In his later years, Bill was active with the ham radio community, a member of both the Central NH Amateur Radio Club and the Twin State Radio Club, often providing communications support for regional events such as the Prouty Annual Fundraising Event and the Mount Washington Road Race. He was also an Assistant Emergency Coordinator for the Central NH Amateur Radio Emergency Service (ARES), serving as a radio volunteer providing backup communications at Speare Memorial Hospital in times of crisis.
From childhood when he sang around the piano with his siblings and church organist mother, music was always an important part of Bill's life. During the stressful end of his doctoral studies, while waiting to learn if his dissertation would be accepted, he taught himself to play the guitar to pass the time. When he later moved to New Hampshire, Bill briefly led a folkmass band at St. Matthew's Church in Plymouth and became a founding member of the Pemigewassett Choral Society. He also sang with the "Faculty Foursome" barbershop quartet at Plymouth State. For several years while their sons were in early elementary school, Bill and Betty Jo led weekly folk-music sing-alongs at their school. In his late fifties Bill learned to play the concertina, playing traditional and contra dance music as part of the band "Rhubarb Pie" (so-named because sessions usually ended with dessert, especially Betty Jo's famous rhubarb pie). Bill and Betty Jo discovered contra dancing in their sixties, and this became a weekly activity, often with their close friends Mike and Linda O'Donnell. During what became annual winter RV camping trips to the southwest, they often stopped at local dances along the way. Over the years they camped in Texas, the Southwest and Southern California, accompanied by their border collie Kip and later by Australian Shepherds Tag and Kai, enjoying numerous public parks as well as self-contained camping in the desert.

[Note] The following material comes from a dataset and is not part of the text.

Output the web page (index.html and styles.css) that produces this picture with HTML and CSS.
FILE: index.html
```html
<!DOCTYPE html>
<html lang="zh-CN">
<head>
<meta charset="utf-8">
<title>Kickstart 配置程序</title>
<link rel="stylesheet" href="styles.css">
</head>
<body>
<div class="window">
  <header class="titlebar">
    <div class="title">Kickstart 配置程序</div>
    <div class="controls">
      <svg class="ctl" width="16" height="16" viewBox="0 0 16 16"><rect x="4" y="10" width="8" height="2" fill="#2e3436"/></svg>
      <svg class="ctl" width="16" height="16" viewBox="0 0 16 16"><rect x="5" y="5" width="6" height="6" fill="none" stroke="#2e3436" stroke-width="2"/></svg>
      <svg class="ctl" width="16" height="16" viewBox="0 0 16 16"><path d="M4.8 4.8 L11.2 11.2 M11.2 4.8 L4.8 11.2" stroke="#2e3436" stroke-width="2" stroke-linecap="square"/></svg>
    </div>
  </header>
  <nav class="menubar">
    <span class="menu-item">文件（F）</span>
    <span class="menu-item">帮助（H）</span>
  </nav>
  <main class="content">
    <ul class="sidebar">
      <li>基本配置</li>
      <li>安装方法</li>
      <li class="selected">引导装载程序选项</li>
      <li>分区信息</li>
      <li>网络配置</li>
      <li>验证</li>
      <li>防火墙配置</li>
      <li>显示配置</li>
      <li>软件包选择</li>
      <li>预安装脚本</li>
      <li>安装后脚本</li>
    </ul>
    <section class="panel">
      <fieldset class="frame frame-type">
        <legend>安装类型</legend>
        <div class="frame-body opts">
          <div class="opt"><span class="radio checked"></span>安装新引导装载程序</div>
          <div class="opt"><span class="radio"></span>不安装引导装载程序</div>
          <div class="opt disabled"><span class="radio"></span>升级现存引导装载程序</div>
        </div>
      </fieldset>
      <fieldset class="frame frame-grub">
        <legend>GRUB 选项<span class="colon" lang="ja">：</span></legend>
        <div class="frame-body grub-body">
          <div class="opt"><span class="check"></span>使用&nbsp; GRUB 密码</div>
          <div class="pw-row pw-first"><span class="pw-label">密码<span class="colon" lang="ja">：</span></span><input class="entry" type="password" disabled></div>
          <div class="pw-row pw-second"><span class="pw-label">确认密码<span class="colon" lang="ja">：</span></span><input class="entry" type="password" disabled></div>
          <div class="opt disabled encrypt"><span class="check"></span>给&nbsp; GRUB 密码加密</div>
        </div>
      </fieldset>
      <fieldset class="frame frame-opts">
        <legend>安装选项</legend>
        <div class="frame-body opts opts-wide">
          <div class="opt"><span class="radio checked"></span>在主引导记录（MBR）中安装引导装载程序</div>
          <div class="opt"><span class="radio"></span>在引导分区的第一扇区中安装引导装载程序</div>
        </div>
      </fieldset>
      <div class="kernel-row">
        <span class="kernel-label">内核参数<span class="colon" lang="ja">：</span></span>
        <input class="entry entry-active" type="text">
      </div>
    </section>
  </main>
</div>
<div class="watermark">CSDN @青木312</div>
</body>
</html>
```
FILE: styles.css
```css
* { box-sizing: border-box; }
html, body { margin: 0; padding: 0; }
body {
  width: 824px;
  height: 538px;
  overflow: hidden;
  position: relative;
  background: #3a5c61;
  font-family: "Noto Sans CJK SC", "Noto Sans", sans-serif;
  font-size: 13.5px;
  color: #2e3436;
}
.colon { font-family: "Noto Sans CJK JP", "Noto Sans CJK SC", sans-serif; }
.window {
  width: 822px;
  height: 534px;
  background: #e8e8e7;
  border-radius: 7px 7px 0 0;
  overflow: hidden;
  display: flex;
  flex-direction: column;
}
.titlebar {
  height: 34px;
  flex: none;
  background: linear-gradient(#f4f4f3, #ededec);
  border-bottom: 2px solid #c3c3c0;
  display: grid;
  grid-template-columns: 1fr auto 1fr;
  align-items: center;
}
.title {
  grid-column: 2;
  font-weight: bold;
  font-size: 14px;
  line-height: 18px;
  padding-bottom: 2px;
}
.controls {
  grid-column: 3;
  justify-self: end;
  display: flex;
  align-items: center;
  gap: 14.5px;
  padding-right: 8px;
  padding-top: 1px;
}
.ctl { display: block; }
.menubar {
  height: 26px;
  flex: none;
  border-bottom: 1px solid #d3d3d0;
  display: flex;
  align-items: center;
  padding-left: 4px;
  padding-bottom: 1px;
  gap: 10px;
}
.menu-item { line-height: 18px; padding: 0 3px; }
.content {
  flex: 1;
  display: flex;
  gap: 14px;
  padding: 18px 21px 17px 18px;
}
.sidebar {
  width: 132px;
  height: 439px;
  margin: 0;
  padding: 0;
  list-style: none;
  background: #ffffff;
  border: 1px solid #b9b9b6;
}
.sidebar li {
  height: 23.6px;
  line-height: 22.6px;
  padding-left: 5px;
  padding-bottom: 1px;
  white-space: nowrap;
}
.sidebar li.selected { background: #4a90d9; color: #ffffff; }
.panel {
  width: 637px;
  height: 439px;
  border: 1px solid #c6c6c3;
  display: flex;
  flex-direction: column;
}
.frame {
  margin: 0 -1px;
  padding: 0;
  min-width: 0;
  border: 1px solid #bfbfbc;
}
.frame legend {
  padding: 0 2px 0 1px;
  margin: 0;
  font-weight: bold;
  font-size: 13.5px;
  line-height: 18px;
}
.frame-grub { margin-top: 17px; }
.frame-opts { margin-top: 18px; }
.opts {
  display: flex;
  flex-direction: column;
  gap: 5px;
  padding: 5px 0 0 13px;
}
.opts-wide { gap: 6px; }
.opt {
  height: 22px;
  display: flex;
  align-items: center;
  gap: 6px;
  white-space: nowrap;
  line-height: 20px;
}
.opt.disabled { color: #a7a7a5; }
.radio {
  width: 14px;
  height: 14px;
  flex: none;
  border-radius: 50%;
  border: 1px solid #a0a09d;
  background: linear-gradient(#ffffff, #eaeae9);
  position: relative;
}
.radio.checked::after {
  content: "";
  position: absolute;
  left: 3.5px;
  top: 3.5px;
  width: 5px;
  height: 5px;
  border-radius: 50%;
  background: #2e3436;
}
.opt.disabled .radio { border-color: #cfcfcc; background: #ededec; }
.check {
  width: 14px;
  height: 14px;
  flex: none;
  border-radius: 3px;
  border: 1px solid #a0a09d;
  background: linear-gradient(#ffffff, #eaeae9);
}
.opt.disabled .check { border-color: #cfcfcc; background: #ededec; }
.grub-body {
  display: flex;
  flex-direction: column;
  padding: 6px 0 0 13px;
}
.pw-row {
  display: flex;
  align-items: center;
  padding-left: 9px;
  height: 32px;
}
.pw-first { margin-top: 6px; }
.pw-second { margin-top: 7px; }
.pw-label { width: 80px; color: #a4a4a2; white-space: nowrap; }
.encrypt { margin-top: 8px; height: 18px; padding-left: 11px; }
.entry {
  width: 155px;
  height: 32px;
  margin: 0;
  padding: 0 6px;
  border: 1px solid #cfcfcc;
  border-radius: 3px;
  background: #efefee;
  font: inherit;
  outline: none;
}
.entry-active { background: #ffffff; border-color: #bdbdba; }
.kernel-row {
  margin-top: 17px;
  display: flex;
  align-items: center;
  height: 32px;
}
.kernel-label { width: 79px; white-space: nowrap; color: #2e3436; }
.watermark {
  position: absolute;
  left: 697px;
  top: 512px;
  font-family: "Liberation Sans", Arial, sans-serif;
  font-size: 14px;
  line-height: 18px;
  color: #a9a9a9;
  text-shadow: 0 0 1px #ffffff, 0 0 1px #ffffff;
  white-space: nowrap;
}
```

Bill is survived by his wife of 55 years, Betty Jo, his sons Daniel and Michael and their families, his sisters Patricia and Marybeth and their families, his brother Terrence, and by the families of his late brothers John Thomas and Christopher.

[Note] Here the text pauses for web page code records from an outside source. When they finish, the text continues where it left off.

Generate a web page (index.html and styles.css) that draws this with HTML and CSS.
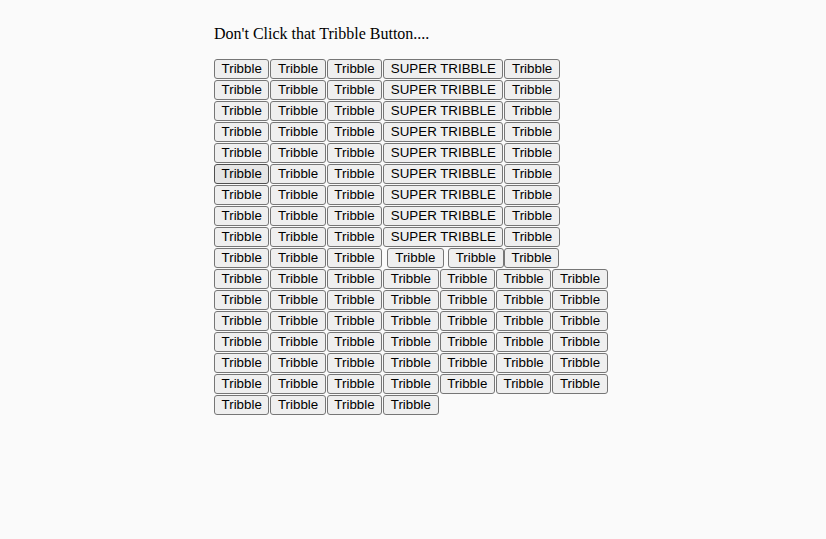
FILE: index.html
```html
<!DOCTYPE html>
<html>
<head>
<meta charset="utf-8">
<link rel="stylesheet" href="styles.css">
</head>
<body>
<div class="wrap">
  <p class="title">Don't Click that Tribble Button....</p>
  <div class="grid">
    <div class="row"><button class="btn">Tribble</button><button class="btn">Tribble</button><button class="btn">Tribble</button><button class="btn super">SUPER TRIBBLE</button><button class="btn">Tribble</button></div>
    <div class="row"><button class="btn">Tribble</button><button class="btn">Tribble</button><button class="btn">Tribble</button><button class="btn super">SUPER TRIBBLE</button><button class="btn">Tribble</button></div>
    <div class="row"><button class="btn">Tribble</button><button class="btn">Tribble</button><button class="btn">Tribble</button><button class="btn super">SUPER TRIBBLE</button><button class="btn">Tribble</button></div>
    <div class="row"><button class="btn">Tribble</button><button class="btn">Tribble</button><button class="btn">Tribble</button><button class="btn super">SUPER TRIBBLE</button><button class="btn">Tribble</button></div>
    <div class="row"><button class="btn">Tribble</button><button class="btn">Tribble</button><button class="btn">Tribble</button><button class="btn super">SUPER TRIBBLE</button><button class="btn">Tribble</button></div>
    <div class="row"><button class="btn hover">Tribble</button><button class="btn">Tribble</button><button class="btn">Tribble</button><button class="btn super">SUPER TRIBBLE</button><button class="btn">Tribble</button></div>
    <div class="row"><button class="btn">Tribble</button><button class="btn">Tribble</button><button class="btn">Tribble</button><button class="btn super">SUPER TRIBBLE</button><button class="btn">Tribble</button></div>
    <div class="row"><button class="btn">Tribble</button><button class="btn">Tribble</button><button class="btn">Tribble</button><button class="btn super">SUPER TRIBBLE</button><button class="btn">Tribble</button></div>
    <div class="row"><button class="btn">Tribble</button><button class="btn">Tribble</button><button class="btn">Tribble</button><button class="btn super">SUPER TRIBBLE</button><button class="btn">Tribble</button></div>
    <div class="row"><button class="btn">Tribble</button><button class="btn">Tribble</button><button class="btn">Tribble</button><button class="btn spaced">Tribble</button><button class="btn spaced">Tribble</button><button class="btn">Tribble</button></div>
    <div class="row"><button class="btn">Tribble</button><button class="btn">Tribble</button><button class="btn">Tribble</button><button class="btn">Tribble</button><button class="btn">Tribble</button><button class="btn">Tribble</button><button class="btn">Tribble</button></div>
    <div class="row"><button class="btn">Tribble</button><button class="btn">Tribble</button><button class="btn">Tribble</button><button class="btn">Tribble</button><button class="btn">Tribble</button><button class="btn">Tribble</button><button class="btn">Tribble</button></div>
    <div class="row"><button class="btn">Tribble</button><button class="btn">Tribble</button><button class="btn">Tribble</button><button class="btn">Tribble</button><button class="btn">Tribble</button><button class="btn">Tribble</button><button class="btn">Tribble</button></div>
    <div class="row"><button class="btn">Tribble</button><button class="btn">Tribble</button><button class="btn">Tribble</button><button class="btn">Tribble</button><button class="btn">Tribble</button><button class="btn">Tribble</button><button class="btn">Tribble</button></div>
    <div class="row"><button class="btn">Tribble</button><button class="btn">Tribble</button><button class="btn">Tribble</button><button class="btn">Tribble</button><button class="btn">Tribble</button><button class="btn">Tribble</button><button class="btn">Tribble</button></div>
    <div class="row"><button class="btn">Tribble</button><button class="btn">Tribble</button><button class="btn">Tribble</button><button class="btn">Tribble</button><button class="btn">Tribble</button><button class="btn">Tribble</button><button class="btn">Tribble</button></div>
    <div class="row"><button class="btn">Tribble</button><button class="btn">Tribble</button><button class="btn">Tribble</button><button class="btn">Tribble</button></div>
  </div>
</div>
</body>
</html>
```
FILE: styles.css
```css
html {
  background: #fafafa;
}
body {
  margin: 8px;
  background: #fafafa;
  font-family: "Liberation Serif", "Times New Roman", serif;
  font-size: 16px;
  color: #000;
}
.wrap {
  padding-left: 206px;
  padding-top: 1px;
}
.title {
  margin: 16px 0;
  line-height: 18px;
}
.grid {
  display: flex;
  flex-direction: column;
}
.row {
  display: flex;
  height: 21px;
}
.btn {
  flex: none;
  box-sizing: border-box;
  width: 55.4px;
  height: 20px;
  margin: 0 1px 1px 0;
  padding: 0;
  border: 1px solid #767676;
  border-radius: 3px;
  background: #efefef;
  color: #000;
  font-family: "Liberation Sans", Arial, sans-serif;
  font-size: 13.33px;
  line-height: 18px;
  text-align: center;
}
.btn.super {
  width: 120.3px;
}
.btn.spaced {
  width: 56.4px;
  margin-left: 4px;
  margin-right: 0;
}
.btn.hover {
  background: #e5e5e5;
  border-color: #4f4f4f;
}
```
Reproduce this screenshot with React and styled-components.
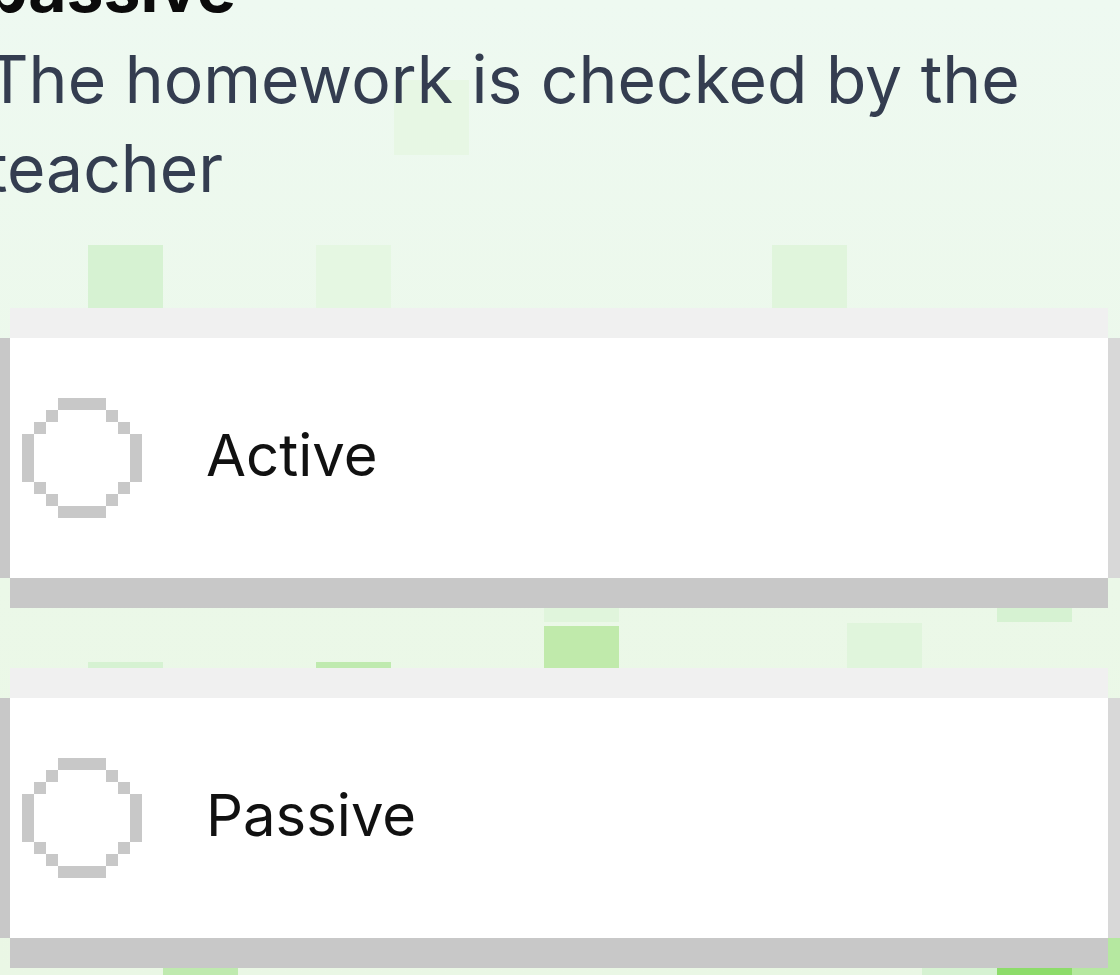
import React from 'react';
import styled, { createGlobalStyle } from 'styled-components';

const Global = createGlobalStyle`
  html, body { margin: 0; padding: 0; }
  body {
    background: #ecf8ec;
    font-family: Inter, "Noto Sans", sans-serif;
    overflow: hidden;
  }
`;

const Screen = styled.div`
  position: relative;
  width: 1120px;
  height: 975px;
  overflow: hidden;
  background: linear-gradient(180deg, #eef9f1 0%, #ebf8e8 60%, #eaf7e5 100%);
`;

const TileLayer = styled.div`
  position: absolute;
  inset: 0;
  pointer-events: none;
`;

const Tile = styled.div`
  position: absolute;
  left: ${(p) => p.$x}px;
  top: ${(p) => p.$y}px;
  width: 75px;
  height: ${(p) => p.$h || 75}px;
  background: ${(p) => p.$c};
`;

const Content = styled.div`
  position: relative;
  z-index: 1;
  display: flex;
  flex-direction: column;
  margin-top: -145px;
`;

const Heading = styled.h1`
  margin: 0 0 2px -14px;
  max-width: 420px;
  font-size: 66px;
  line-height: 89px;
  font-weight: 700;
  color: #0b0b0b;
`;

const Question = styled.p`
  margin: 0 0 0 -14px;
  max-width: 1110px;
  font-size: 66px;
  line-height: 89px;
  font-weight: 400;
  color: #343d50;
`;

const Options = styled.div`
  display: flex;
  flex-direction: column;
  gap: 120px;
  margin: 125px 12px 0 10px;
`;

const Option = styled.button`
  all: unset;
  box-sizing: border-box;
  display: flex;
  align-items: center;
  gap: 64px;
  height: 240px;
  padding-left: 12px;
  background: #ffffff;
  cursor: pointer;
  box-shadow:
    0 -30px 0 #f0f0f0,
    0 30px 0 #c8c8c8,
    -10px 0 0 #c8c8c8,
    12px 0 0 #d8d8d8;
`;

const OptionLabel = styled.span`
  font-family: Inter, "Noto Sans", sans-serif;
  font-size: 58px;
  font-weight: 400;
  line-height: 1;
  margin-top: -6px;
  color: #111111;
`;

const RadioSvg = styled.svg`
  flex: none;
  display: block;
`;

const RADIO_CELLS = [
  [3, 0, 4, 1], [2, 1, 1, 1], [7, 1, 1, 1], [1, 2, 1, 1], [8, 2, 1, 1],
  [0, 3, 1, 4], [9, 3, 1, 4], [1, 7, 1, 1], [8, 7, 1, 1], [2, 8, 1, 1],
  [7, 8, 1, 1], [3, 9, 4, 1],
];

const PixelRadio = () => (
  <RadioSvg width="120" height="120" viewBox="0 0 10 10" shapeRendering="crispEdges">
    {RADIO_CELLS.map(([x, y, w, h], i) => (
      <rect key={i} x={x} y={y} width={w} height={h} fill="#c8c8c8" />
    ))}
  </RadioSvg>
);

const TILES = [
  { x: 394, y: 80, c: '#e7f7e4' },
  { x: 88, y: 245, c: '#d6f2d2' },
  { x: 316, y: 245, c: '#e5f7e2' },
  { x: 772, y: 245, c: '#e0f5dc' },
  { x: 544, y: 547, c: '#e0f5dc' },
  { x: 997, y: 547, c: '#d6f2d2' },
  { x: 544, y: 626, c: '#c0eaab' },
  { x: 847, y: 623, c: '#e0f5dc' },
  { x: 88, y: 662, c: '#d6f2d2' },
  { x: 316, y: 662, c: '#bfeaaf' },
  { x: 1072, y: 930, c: '#b5e8a0', h: 75 },
  { x: 163, y: 968, c: '#bfeaaf' },
  { x: 922, y: 968, c: '#d6f2d2' },
  { x: 997, y: 968, c: '#8ddc6a' },
];

const OPTIONS = ['Active', 'Passive'];

export default function App() {
  return (
    <>
      <Global />
      <Screen>
        <TileLayer>
          {TILES.map((t, i) => (
            <Tile key={i} $x={t.x} $y={t.y} $c={t.c} $h={t.h} />
          ))}
        </TileLayer>
        <Content>
          <Heading>Active or passive</Heading>
          <Question>The homework is checked by the teacher</Question>
          <Options>
            {OPTIONS.map((o) => (
              <Option key={o} type="button">
                <PixelRadio />
                <OptionLabel>{o}</OptionLabel>
              </Option>
            ))}
          </Options>
        </Content>
      </Screen>
    </>
  );
}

There will be a Celebration of Life on Wednesday, July 21st, from 2:00 to 4:30 at The Barn on the Pemi, 341 Daniel Webster Highway, Plymouth, NH. Please RSVP to Betty Jo at
bjtaffe@gmail.com
by July 1. In consideration of others, anyone not fully vaccinated against Covid is asked to wear a mask.
Gifts may be made in Bill's honor to the Pemi-Baker Land Trust - Bill Taffe Land Conservation Fund. Contributions can be made online at
www.quincybog.org
by clicking on the donation button on the lower right on the home page, then selecting "Use this donation for" and clicking on "Bill Taffe Land Conservation Fund." Alternatively, contributions can be mailed to Pemi-Baker Land Trust, Bill Taffe Land Conservation Fund, P.O. Box 90, Rumney, NH 03266.